Following an extensive investigation, the Competition and Consumer Protection Commission (CCPC) has today cleared the proposed acquisition of 4 Aces Wholesale Limited (4 Aces) by BWG Foods Unlimited Company (BWG), subject to a number of binding commitments.

On 31 January 2018, the CCPC undertook an in-depth investigation to 'establish whether the proposed transaction would result in a substantial lessening of competition in any market for goods or services in the State' following BWG's announcement that it had 'agreed terms to acquire the well established independent wholesaler and member of the Gala Retail Group, for an undisclosed sum.

'In the course of the investigation, the CCPC identified a potential competition concern in relation to access to competitively sensitive information, arising from 4 Ace’s relationship with Stonehouse Marketing Limited and Gala Retail Services Limited. To address these concerns, BWG agreed to submit commitments to the CCPC, which included; A divestment commitment; A firewall commitment and A confidentiality commitment,' the retail and wholesale company said in a statement.

Divestment Commitment

The Spar, Eurospar, Londis, MACE and XL owner outlined that the divestment commitment will ensure that BWG divests itself fully of 4 Aces’ shareholding in Stonehouse. The confidentiality and firewall commitments are intended to prevent the exchange of commercially sensitive information post-transaction.

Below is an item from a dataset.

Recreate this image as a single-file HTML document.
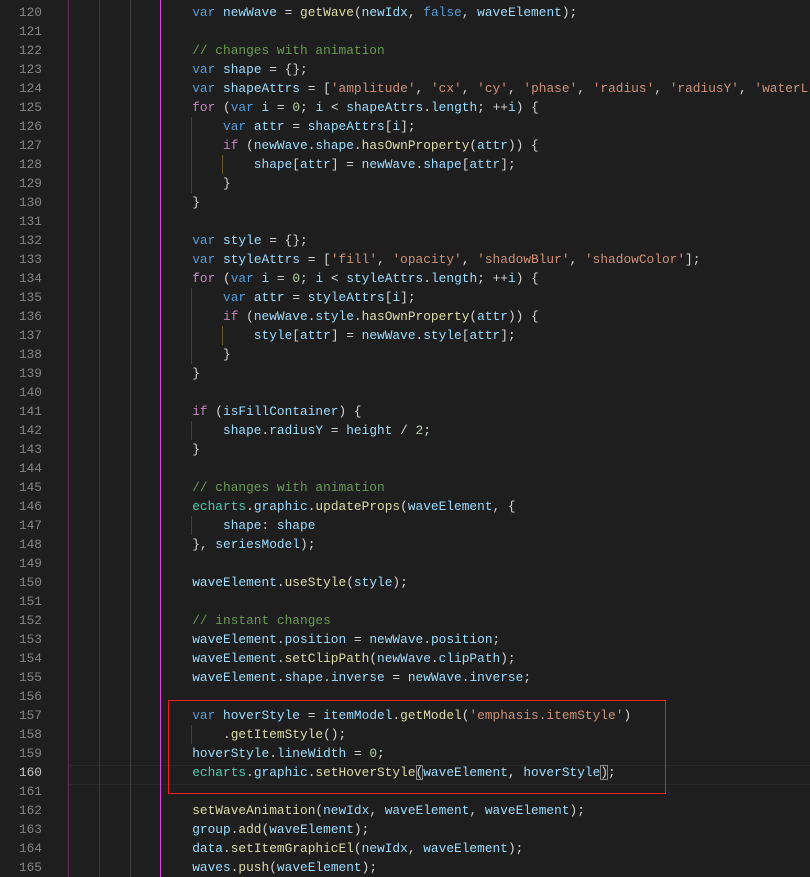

Following detailed consideration and further analysis, the CCPC concluded that these commitments, which were taken into account as part of its determination, were appropriate and effective in addressing its competition concerns, the statement said.

The CCPC will reportedly publish detailed reasons for its determination in due course, 'after allowing the parties the opportunity to request the removal of confidential information from the published version'.

4 Aces, which emplys 85 staff is a family-led business and previously reported a turnover of €57.5 million for 2016.

It is currently owned by its principals, Liam Linden and Pascal O’Brien, who will be remaining with the company following the acquisition.